The Hetch Hetchy system, built in part to avoid a repeat of the 1906 fire that leveled much of San Francisco, has helped to make the Bay Area one of the most prosperous regions on Earth.
The service area includes much of Silicon Valley, where high-quality water is essential to high-tech manufacturing. The system also produces cheap hydropower for San Francisco's streetcars, airport and other municipal functions, and for sale to the MID and other wholesale customers.
Pleas to scrap the idea
Enough is enough, say people opposed to MID water sales that would provide San Francisco even more of the Tuolumne supply. With rhetoric that at times matches Muir's, they have pleaded with the MID board of directors to drop the idea.
"Why should we become a slave to San Francisco just to get the money to take care of some bills?" Modesto resident Clarence Blom said Tuesday during an emotional MID board meeting.
Linda Hodges said she and other Modestans already deal with year-round watering restrictions.
"You cannot guarantee that we will have enough water to meet our own needs," she told the board May 8. "How dare you promise our water to anyone."
The city of Modesto contends that it has priority over any outside buyer under its agreement with the MID for treated river water.
Critics urge the MID to reject the $700-per-acre-foot offer from San Francisco, which is about 70 times what farmers are paying this year. They say that if the district has water to sell, it should go to parts of the San Joaquin Valley where irrigation water is scarce.

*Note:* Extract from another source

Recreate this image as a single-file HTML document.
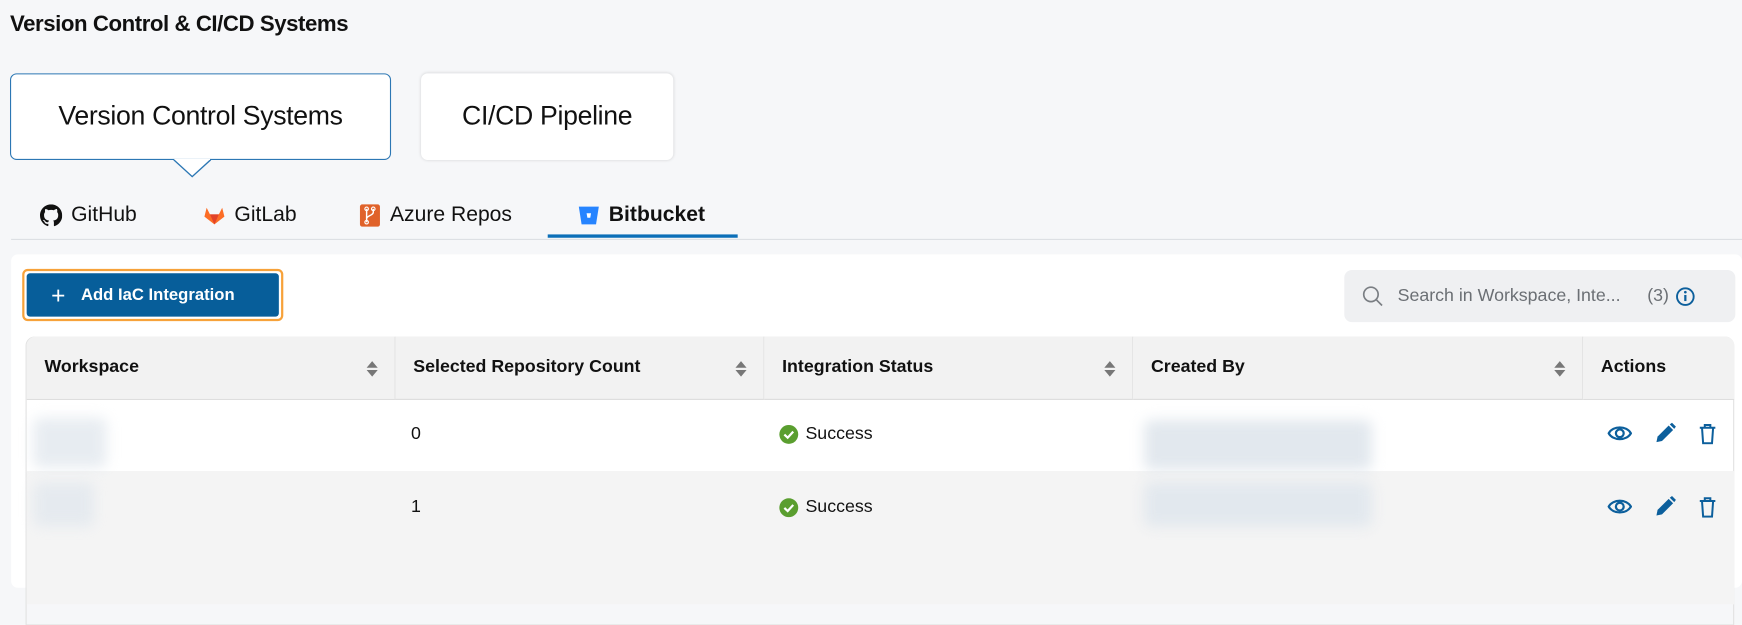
<!DOCTYPE html>
<html><head><meta charset="utf-8"><style>
*{box-sizing:border-box;margin:0;padding:0}
body{width:1742px;height:543px;overflow:hidden;background:#f6f7f9;font-family:"Liberation Sans",sans-serif;color:#111}
#w{position:absolute;left:0;top:0;width:1568px;height:489px;transform:scale(1.11097);transform-origin:0 0}
.a{position:absolute}
.title{left:9px;top:11px;font-size:20px;font-weight:bold;letter-spacing:-0.4px}
.box{background:#fff;border-radius:6px;font-size:24px;display:flex;align-items:center;justify-content:center;letter-spacing:-0.3px}
.tab{top:180px;font-size:19px;display:flex;align-items:center;gap:8px;height:28px}
.th{top:303px;height:57px;background:#f2f2f2;border-bottom:1px solid #ddd;font-size:16px;font-weight:bold;display:flex;align-items:center;padding-left:16px;border-right:1px solid #e4e4e4}
.sort{position:absolute;right:14px;top:20px;width:12px;height:18px}
.cell{font-size:16px;display:flex;align-items:center}
.blur{background:#e2e8ee;filter:blur(6px);border-radius:6px}
</style></head><body><div id="w">
<div class="a title">Version Control &amp; CI/CD Systems</div>
<div class="a box" style="left:9px;top:66px;width:343px;height:78px;border:1px solid #2c77b4">Version Control Systems</div>
<svg class="a" style="left:156px;top:143px" width="34" height="17"><path d="M0 0.5 L17 16 L34 0.5" fill="#fff" stroke="#2c77b4" stroke-width="1.2"/><rect x="1" y="-1" width="32" height="2" fill="#fff"/></svg>
<div class="a box" style="left:379px;top:66px;width:227px;height:78px;box-shadow:0 0 3px rgba(0,0,0,.15)">CI/CD Pipeline</div>

<div class="a tab" style="left:36px"><svg width="20" height="20" viewBox="0 0 16 16"><path fill="#111" d="M8 0C3.58 0 0 3.58 0 8c0 3.54 2.29 6.530 5.47 7.59.4.07.55-.17.55-.38v-1.33c-2.23.48-2.7-1.070-2.7-1.070-.36-.92-.89-1.170-.89-1.17-.73-.5.06-.49.06-.49.8.06 1.23.83 1.23.83.71 1.22 1.87.87 2.33.66.07-.52.28-.87.51-1.07-1.78-.2-3.64-.89-3.64-3.95 0-.87.31-1.59.82-2.15-.08-.2-.36-1.02.08-2.12 0 0 .67-.21 2.2.82a7.6 7.6 0 014 0c1.53-1.04 2.2-.82 2.2-.82.44 1.1.16 1.92.08 2.12.51.56.82 1.27.82 2.15 0 3.07-1.87 3.75-3.65 3.95.29.25.54.73.54 1.48v2.2c0 .21.15.46.55.38A8 8 0 0016 8c0-4.42-3.58-8-8-8z"/></svg>GitHub</div>
<div class="a tab" style="left:183px"><svg width="20" height="20" viewBox="0 0 20 20"><path d="M10 18 L1 11 L3 3 L6 9 H14 L17 3 L19 11Z" fill="#fc6d26"/><path d="M10 18 L6 9 H14Z" fill="#e24329"/></svg>GitLab</div>
<div class="a tab" style="left:323px"><svg width="20" height="22" viewBox="0 0 20 22"><rect x="1" y="1" width="18" height="20" rx="2" fill="#e0622a"/><path d="M7 5v12M13 5v3c0 3-6 3-6 6" stroke="#fff" stroke-width="1.3" fill="none"/><circle cx="7" cy="5" r="1.6" fill="none" stroke="#fff"/><circle cx="13" cy="5" r="1.6" fill="none" stroke="#fff"/><circle cx="7" cy="17" r="1.6" fill="none" stroke="#fff"/></svg>Azure Repos</div>
<div class="a tab" style="left:520px;font-weight:bold"><svg width="20" height="20" viewBox="0 0 20 20"><path d="M1 2 H19 L16.5 18 H3.5Z" fill="#2684ff"/><path d="M8 8 H12 L11.3 12 H8.7Z" fill="#fff"/></svg>Bitbucket</div>
<div class="a" style="left:10px;top:215px;width:1558px;height:1px;background:#dcdfe3"></div>
<div class="a" style="left:493px;top:211px;width:171px;height:3px;background:#0c6fb8"></div>

<div class="a" style="left:10px;top:229px;width:1558px;height:300px;background:#fff;border-radius:6px"></div>
<div class="a" style="left:20px;top:242px;width:235px;height:47px;border:2px solid #f7a23a;border-radius:5px;padding:2px"><div style="background:#075e9a;border-radius:3px;height:100%;color:#fff;font-weight:bold;font-size:15px;display:flex;align-items:center;padding-left:22px;gap:14px"><span style="font-weight:normal;font-size:22px;line-height:1">+</span>Add IaC Integration</div></div>
<div class="a" style="left:1210px;top:243px;width:352px;height:47px;background:#eff0f2;border-radius:7px;display:flex;align-items:center;font-size:16px;color:#6b6f74;padding-left:16px">
<svg width="20" height="20" viewBox="0 0 20 20"><circle cx="8" cy="8" r="6.5" fill="none" stroke="#7a7e83" stroke-width="1.5"/><path d="M13 13 L18 18" stroke="#7a7e83" stroke-width="1.5"/></svg>
<span style="margin-left:12px">Search in Workspace, Inte...</span><span style="margin-left:24px">(3)</span>
<svg style="margin-left:6px" width="18" height="18" viewBox="0 0 18 18"><circle cx="9" cy="9" r="7.5" fill="none" stroke="#0c5f9c" stroke-width="1.7"/><rect x="8" y="7.5" width="2" height="5.5" fill="#0c5f9c"/><circle cx="9" cy="5" r="1.2" fill="#0c5f9c"/></svg></div>

<div class="a" style="left:23px;top:303px;width:1538px;height:260px;border:1px solid #e2e2e2;border-radius:8px 8px 0 0"></div>
<div class="a th" style="left:24px;width:332px;border-top-left-radius:8px">Workspace<svg class="sort" viewBox="0 0 12 18"><path d="M6 2 L11 8 H1Z M6 16 L11 10 H1Z" fill="#777"/></svg></div>
<div class="a th" style="left:356px;width:332px">Selected Repository Count<svg class="sort" viewBox="0 0 12 18"><path d="M6 2 L11 8 H1Z M6 16 L11 10 H1Z" fill="#777"/></svg></div>
<div class="a th" style="left:688px;width:332px">Integration Status<svg class="sort" viewBox="0 0 12 18"><path d="M6 2 L11 8 H1Z M6 16 L11 10 H1Z" fill="#777"/></svg></div>
<div class="a th" style="left:1020px;width:405px">Created By<svg class="sort" viewBox="0 0 12 18"><path d="M6 2 L11 8 H1Z M6 16 L11 10 H1Z" fill="#777"/></svg></div>
<div class="a th" style="left:1425px;width:136px;border-right:none;border-top-right-radius:8px">Actions</div>

<div class="a" style="left:24px;top:424px;width:1537px;height:120px;background:#f4f4f4"></div>
<div class="a blur" style="left:30px;top:376px;width:66px;height:45px;opacity:.8"></div>
<div class="a blur" style="left:30px;top:434px;width:55px;height:40px;opacity:.8"></div>
<div class="a blur" style="left:1030px;top:378px;width:205px;height:45px"></div>
<div class="a blur" style="left:1030px;top:434px;width:205px;height:40px"></div>

<div class="a cell" style="left:370px;top:382px">0</div>
<div class="a cell" style="left:370px;top:448px">1</div>
<div class="a cell" style="left:701px;top:382px;gap:6px"><svg width="18" height="18"><circle cx="9" cy="9" r="8.5" fill="#5a9e2f"/><path d="M5 9.2 L8 12 L13 6.5" stroke="#fff" stroke-width="2" fill="none"/></svg>Success</div>
<div class="a cell" style="left:701px;top:448px;gap:6px"><svg width="18" height="18"><circle cx="9" cy="9" r="8.5" fill="#5a9e2f"/><path d="M5 9.2 L8 12 L13 6.5" stroke="#fff" stroke-width="2" fill="none"/></svg>Success</div>

<div class="a" style="left:1447px;top:380px;display:flex;gap:20px;align-items:center">
<svg width="22" height="18" viewBox="0 0 22 18"><path d="M1 9 C5 2 17 2 21 9 C17 16 5 16 1 9Z" fill="none" stroke="#0c5f9c" stroke-width="2"/><circle cx="11" cy="9" r="3.5" fill="none" stroke="#0c5f9c" stroke-width="2"/></svg>
<svg width="20" height="20" viewBox="0 0 20 20"><path d="M2 18 L3 13 L13 3 L17 7 L7 17Z" fill="#0c5f9c"/><path d="M14 2 L16 0.5 L19.5 4 L18 6Z" fill="#0c5f9c"/></svg>
<svg width="16" height="19" viewBox="0 0 16 19"><path d="M1 4 H15 M5.5 4 V1.5 H10.5 V4 M3 4 L4 18 H12 L13 4" fill="none" stroke="#0c5f9c" stroke-width="1.8"/></svg></div>
<div class="a" style="left:1447px;top:446px;display:flex;gap:20px;align-items:center">
<svg width="22" height="18" viewBox="0 0 22 18"><path d="M1 9 C5 2 17 2 21 9 C17 16 5 16 1 9Z" fill="none" stroke="#0c5f9c" stroke-width="2"/><circle cx="11" cy="9" r="3.5" fill="none" stroke="#0c5f9c" stroke-width="2"/></svg>
<svg width="20" height="20" viewBox="0 0 20 20"><path d="M2 18 L3 13 L13 3 L17 7 L7 17Z" fill="#0c5f9c"/><path d="M14 2 L16 0.5 L19.5 4 L18 6Z" fill="#0c5f9c"/></svg>
<svg width="16" height="19" viewBox="0 0 16 19"><path d="M1 4 H15 M5.5 4 V1.5 H10.5 V4 M3 4 L4 18 H12 L13 4" fill="none" stroke="#0c5f9c" stroke-width="1.8"/></svg></div>
</div></body></html>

Opponents also worry that the district, despite its apparently strong rights to the Tuolumne, could lose much of the water to downstream fishery releases if it gives the impression it has some to spare.
Supporters of the sales say the income could pay for an estimated $115 million in upgrades to the MID system. This work would include small reservoirs to catch water that runs out of the ends of canals into the Tuolumne, Stanislaus and San Joaquin rivers. This would free water upstream for San Francisco.
The income also could cover the estimated $25 million cost to the MID of a new federal license for Don Pedro Reservoir.
Some farmers skeptical of the San Francisco proposal have said they could accept an increase in their water rates to pay for at least some of the system upgrades. MID leaders said they will consider this.
Staying in the background
San Francisco officials, no strangers to controversy over water, are staying in the background as the latest debate plays out in and near Modesto.
But they were willing to let The Bee see how their system functions, including the boat ride, something not allowed for the public under the strict rules for protecting water quality.
Rare is the reservoir that has waterfalls flowing into it. Unlike their counterparts in Yosemite Valley, where the cascades thrill the crowds as they spill to the valley floor, these falls peter upon hitting the flat water.
But even a river changed by mankind can impress. The discharge from the dam water bound for the MID and downstream rivers sometimes creates a rainbow when the flows are right.
"I think this is something special," Patterson said while watching one such spectacle. "Any time we spill like that, it's an added bonus."